I read a post today that probably resonates with a bunch of women (married or not). The author poses the question: do we have best friends when we get all grown up? Are we allowed?
I can count on one hand my besties throughout the years: Laura, Mikey, Heather, Juanita, Heidi, Ecklund. Okay, maybe two hands. Different phases, different friendships, but I still love each of these ladies dearly. My last two besties came in college, but that phase of my life ended almost 20 years ago. Lives change, people move away, and though the friendship remains, it’s different.
I’ve met ladies throughout the years with whom I’ve enjoyed spending time, but for whatever reason, I’ve not felt the closeness of that best friend relationship. Maybe it’s me. Maybe I’ve been afraid of putting myself out there in case the other person didn’t feel I was BFF material. Wouldn’t that suck? Maybe that mysterious best friend-resonance just wasn’t there. In any case, I didn’t think much about it, other than those times when I saw other women doing stuff with their besties. Or rather, when I saw pictures of my acquaintances and their besties on Facebook doing cool stuff together. Then I was a little envious.

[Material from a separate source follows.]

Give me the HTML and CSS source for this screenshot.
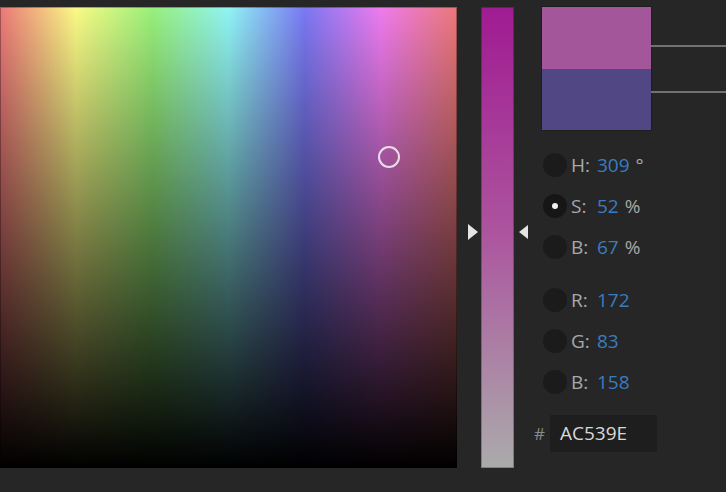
FILE: index.html
```html
<!doctype html>
<html lang="en">
<head>
    <meta charset="UTF-8">
    <title>Color Picker</title>
    <link rel="stylesheet" href="styles.css">
</head>
<body>

<div class="picker">
    <div class="field">
        <div class="marker" style="left: 378px; top: 139px;"></div>
    </div>

    <div class="slider-wrap">
        <div class="arrow arrow-right" style="top: 217px;"></div>
        <div class="slider"></div>
        <div class="arrow arrow-left" style="top: 218px;"></div>
    </div>

    <div class="panel">
        <div class="swatch-row">
            <div class="swatch">
                <div class="swatch-new"></div>
                <div class="swatch-old"></div>
            </div>
            <div class="ticks">
                <div class="tick"></div>
                <div class="tick tick-second"></div>
            </div>
        </div>

        <div class="group">
            <div class="row">
                <span class="radio"></span>
                <span class="label">H:</span>
                <span class="value">309</span>
                <span class="unit">°</span>
            </div>
            <div class="row">
                <span class="radio radio-on"></span>
                <span class="label">S:</span>
                <span class="value">52</span>
                <span class="unit">%</span>
            </div>
            <div class="row">
                <span class="radio"></span>
                <span class="label">B:</span>
                <span class="value">67</span>
                <span class="unit">%</span>
            </div>
        </div>

        <div class="group group-rgb">
            <div class="row">
                <span class="radio"></span>
                <span class="label">R:</span>
                <span class="value">172</span>
            </div>
            <div class="row">
                <span class="radio"></span>
                <span class="label">G:</span>
                <span class="value">83</span>
            </div>
            <div class="row">
                <span class="radio"></span>
                <span class="label">B:</span>
                <span class="value">158</span>
            </div>
        </div>

        <div class="hex">
            <span class="hash">#</span>
            <div class="hex-input">AC539E</div>
        </div>
    </div>
</div>

</body>
</html>
```

FILE: styles.css
```css
*{
    padding: 0;
    margin: 0;
    box-sizing: border-box;
    font-family: 'Open Sans', 'Noto Sans', sans-serif;
}

body{
    background: #262626;
    width: 726px;
    height: 492px;
    overflow: hidden;
}

.picker{
    display: flex;
    padding-top: 7px;
}

/* hue left to right, brightness top to bottom, saturation fixed */
.field{
    position: relative;
    width: 457px;
    height: 461px;
    background:
        linear-gradient(to bottom, rgba(0,0,0,0), #000),
        linear-gradient(to right,
            #ec7878 0%,
            #fafa86 16.67%,
            #98f07a 33.33%,
            #90f4f4 50%,
            #7a78f3 66.67%,
            #ee7bee 83.33%,
            #ec7878 100%);
    box-shadow: inset 0 0 0 1px rgba(0,0,0,0.3);
}
.marker{
    position: absolute;
    width: 22px;
    height: 22px;
    border: 2px solid rgba(255,255,255,0.8);
    border-radius: 50%;
}

.slider-wrap{
    position: relative;
    width: 77px;
    padding-left: 24px;
}
.slider{
    width: 33px;
    height: 461px;
    background: linear-gradient(to bottom, #a01b92 0%, #ac539e 48%, #ababab 100%);
    box-shadow: inset 0 0 0 1px rgba(0,0,0,0.25);
}
.arrow{
    position: absolute;
    width: 0;
    height: 0;
}
.arrow-right{
    left: 11px;
    border-top: 8px solid transparent;
    border-bottom: 8px solid transparent;
    border-left: 10px solid #e4e4e4;
}
.arrow-left{
    left: 62px;
    border-top: 7px solid transparent;
    border-bottom: 7px solid transparent;
    border-right: 9px solid #e4e4e4;
}

.panel{
    flex: 1;
}

.swatch-row{
    display: flex;
}
.swatch{
    margin-left: 8px;
    width: 109px;
    height: 123px;
    display: flex;
    flex-direction: column;
    box-shadow: 0 0 0 1px rgba(0,0,0,0.2);
}
.swatch-new{
    height: 62px;
    background: #a3579a;
}
.swatch-old{
    flex: 1;
    background: #514785;
}
.ticks{
    flex: 1;
    padding-top: 38px;
}
.tick{
    height: 2px;
    background: #727272;
}
.tick-second{
    margin-top: 44px;
}

.group{
    margin-top: 14px;
}
.group-rgb{
    margin-top: 12px;
}
.row{
    height: 41px;
    display: flex;
    align-items: center;
    padding-left: 9px;
    font-size: 19px;
}
.radio{
    width: 24px;
    height: 24px;
    border-radius: 50%;
    background: #1b1b1b;
    margin-right: 4px;
    display: flex;
    justify-content: center;
    align-items: center;
}
.radio-on{
    background: #161616;
}
.radio-on::after{
    content: "";
    width: 6px;
    height: 6px;
    border-radius: 50%;
    background: #f0f0f0;
}
.label{
    width: 26px;
    color: #a8a8a8;
}
.value{
    color: #3a7cc0;
}
.unit{
    color: #a8a8a8;
    margin-left: 6px;
}

.hex{
    margin-top: 13px;
    display: flex;
    align-items: center;
}
.hash{
    width: 16px;
    color: #8a8a8a;
    font-size: 17px;
}
.hex-input{
    width: 107px;
    height: 37px;
    background: #1e1e1e;
    color: #d8d8d8;
    font-size: 19px;
    line-height: 37px;
    padding-left: 10px;
}
```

I want a BFF! I want to do cool stuff with someone! I want someone to whine to when my kids are obnoxious!
Along came Fifi Trixibelle.
I first met her 4-ish years ago. She had just had her first child, and I felt a connection with her because her son’s name is the same as my son’s name. We were at a church function, and I enjoyed chatting with her. We didn’t intersect much after that initial meeting because her husband worked odd hours, so they weren’t able to do much stuff at church (which is where most of my social interaction happens, in case you were wondering).
Then she started going to the same Bible study I go to. More importantly, she started hanging out in the sound booth in the back of the church with me during the teaching time of the Bible study. One of us worked the computer, the other did the sound, and we quickly realized we shared a sarcastic, warped sense of humor. Soon after that, her husband got a job with normal hours, and they were able to do stuff at church again. Then they changed churches and I was sad. But we still hung out in the sound booth at our Thursday morning Bible study and bonded over weird stuff. Like the pollen count apps on our phones.
But then a glorious thing happened – they came back to our church! Our families started hanging out more, and our relationship began to deepen. We went shopping together (just a few times because we live SO STINKING FAR AWAY from decent shopping), got coffee together, and learned of a shared fondness for margaritas. We took our relationship to the next level – we had a standing Saturday morning garage sale date.
In the meantime, she’d had two more kids, and I’d had one more. We texted as often as teenagers in a mall, even though we lived less than a block apart. Sometimes we were even lucky enough to see each other 4 times a week. It was awesome.
Then her husband got an even better job…90 miles away. So they moved. And I was sad. Still am, in fact, because this happened only 2 months ago.
And the weird thing? It took the bizarre ramblings of my alter-ego, Tardie Sue, for me to realize and vocalize my feelings about this precious woman. It felt weird to say out loud that she’s my best friend, because I felt somehow like I was cheating on my best friend from college (who lives 600-ish miles away and who I see maybe once every 2 years). I didn’t know how to handle that until Tardie Sue showed up and declared out loud and on YouTube that Fifi Trixibelle is her best friend. I felt nervous about it at first, because I didn’t know how Fifi would respond. Would she snub me? Would she reciprocate?
Then I got this text yesterday from her about that blog post I mentioned at the top: I love the last line – “I’m Anne, I have my Gilbert, but am looking for my Diana.” I’m so blessed to have you for my bestie! We are Anne and Diana, just a little less mischief, I think.
Sigh. All is well in the world. I have a best friend. I wish that for each of you, my dear Chickadees.